ECLI:NL:HR:2021:1617

Hoge Raad

Datum uitspraak
29 oktober 2021
Publicatiedatum
28 oktober 2021
Zaaknummer
20/03101
Instantie
Hoge Raad
Type
Uitspraak
Rechtsgebied
Civiel recht
Procedures
  • Cassatie
Vindplaatsen
  • Rechtspraak.nl
AI samenvatting door LexboostAutomatisch gegenereerd

Cassatie over het tenietgaan van erfdienstbaarheid door vermenging en inschrijfbaarheid van feiten

In deze zaak heeft de Hoge Raad op 29 oktober 2021 uitspraak gedaan in een cassatieprocedure over de vraag of een erfdienstbaarheid tenietgaat door vermenging en of dit een inschrijfbaar feit is. De eiser, wonende te [woonplaats], heeft cassatie ingesteld tegen een arrest van het gerechtshof 's-Hertogenbosch van 11 augustus 2020. De eiser vorderde dat de verweerder, zonder bekende woon- of verblijfplaats, de erfdienstbaarheid van weg zou respecteren. De rechtbank had de vordering van de eiser toegewezen, maar het hof vernietigde dit vonnis en verklaarde dat er geen recht van erfdienstbaarheid rustte op het perceel van de eiser.

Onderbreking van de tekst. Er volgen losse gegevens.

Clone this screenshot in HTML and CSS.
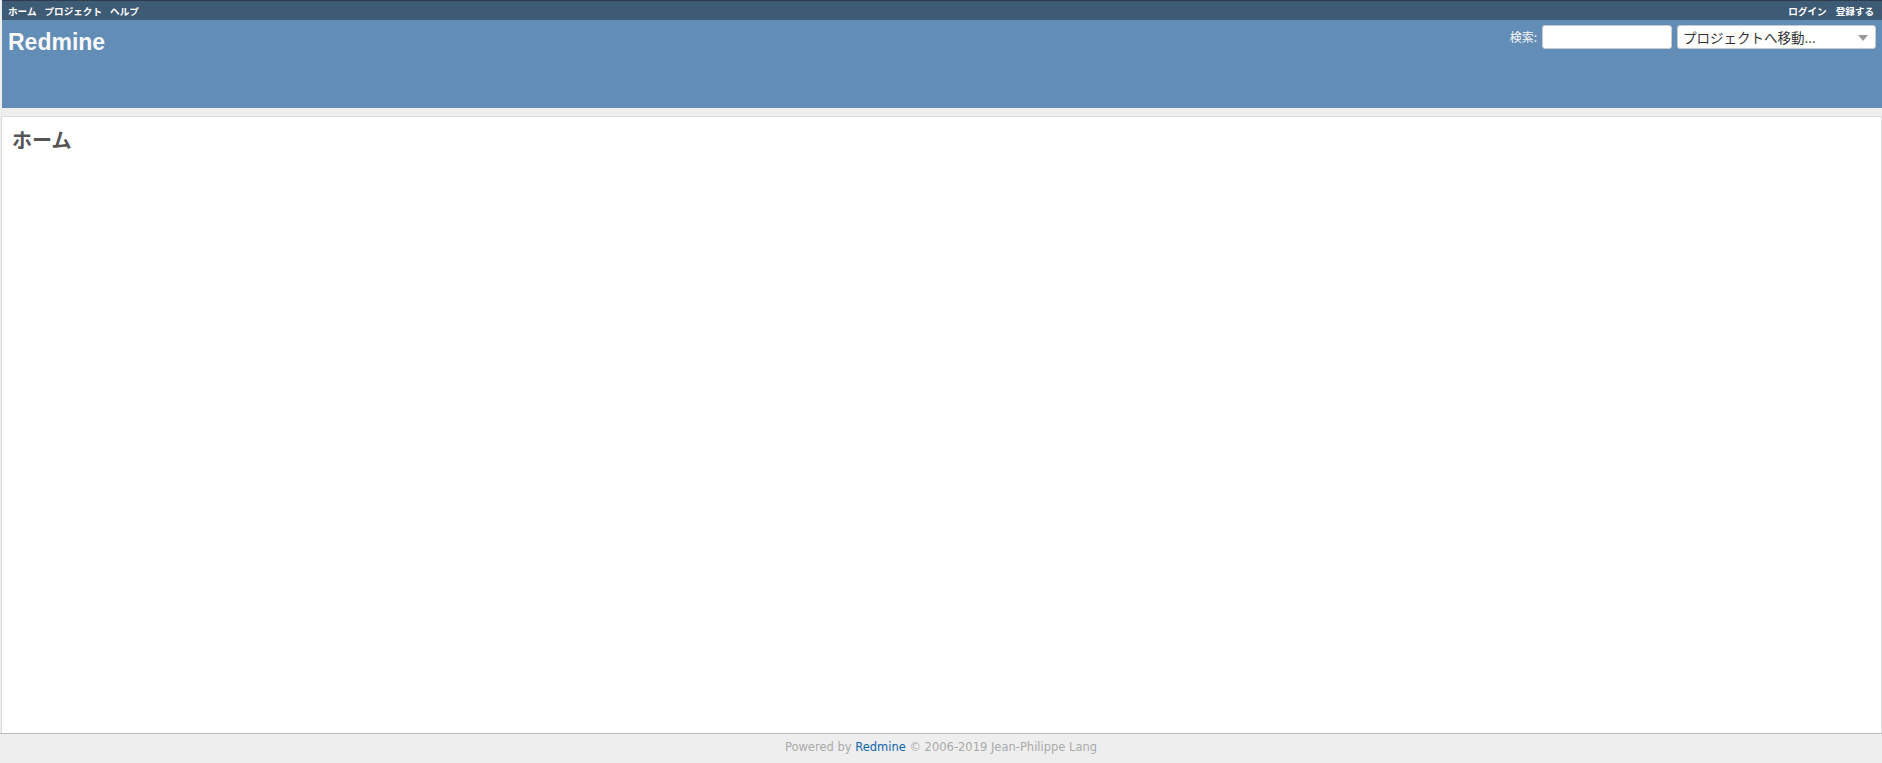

De Hoge Raad oordeelde dat de erfdienstbaarheid in beginsel tenietging door vermenging, omdat het heersend erf en het dienend erf in één hand kwamen. Dit rechtsgevolg geldt echter niet voor een hypotheekhouder die zijn recht pas na de vermenging verkrijgt. De Hoge Raad concludeerde dat de inschrijving van de hypotheekakte, waarin de vervallen erfdienstbaarheid werd genoemd, niet betekende dat deze erfdienstbaarheid herleefde. De Hoge Raad verwierp het cassatieberoep en veroordeelde de eiser in de kosten van het geding in cassatie, die aan de zijde van de verweerder op nihil werden begroot.

Uitspraak

HOGE RAAD DER NEDERLANDEN
CIVIELE KAMER
Nummer20/03101
Datum29 oktober 2021
ARREST
In de zaak van
[eiser],
wonende te [woonplaats],
EISER tot cassatie,
hierna: [eiser],
advocaat: A.C. van Schaick,
tegen
[verweerder],
zonder bekende woon- of verblijfplaats,
VERWEERDER in cassatie,
hierna: [verweerder],
niet verschenen.
1. Procesverloop
Voor het verloop van het geding in feitelijke instanties verwijst de Hoge Raad naar:
de vonnissen in de zaak C/01/312774/ HA ZA 16-620 van de rechtbank Oost-Brabant van 16 november 2016, 29 maart 2017, 13 september 20217, 27 december 2017 en 10 oktober 2018;
de arresten in de zaak 200.253.194/01 van het gerechtshof 's-Hertogenbosch van 5 maart 2019 en 11 augustus 2020.
[eiser] heeft tegen het arrest van het hof van 11 augustus 2020 beroep in cassatie ingesteld.
Tegen [verweerder] is verstek verleend.
De conclusie van de Advocaat-Generaal E.B. Rank-Berenschot strekt tot verwerping van het cassatieberoep.
De advocaat van [eiser] heeft schriftelijk op die conclusie gereageerd.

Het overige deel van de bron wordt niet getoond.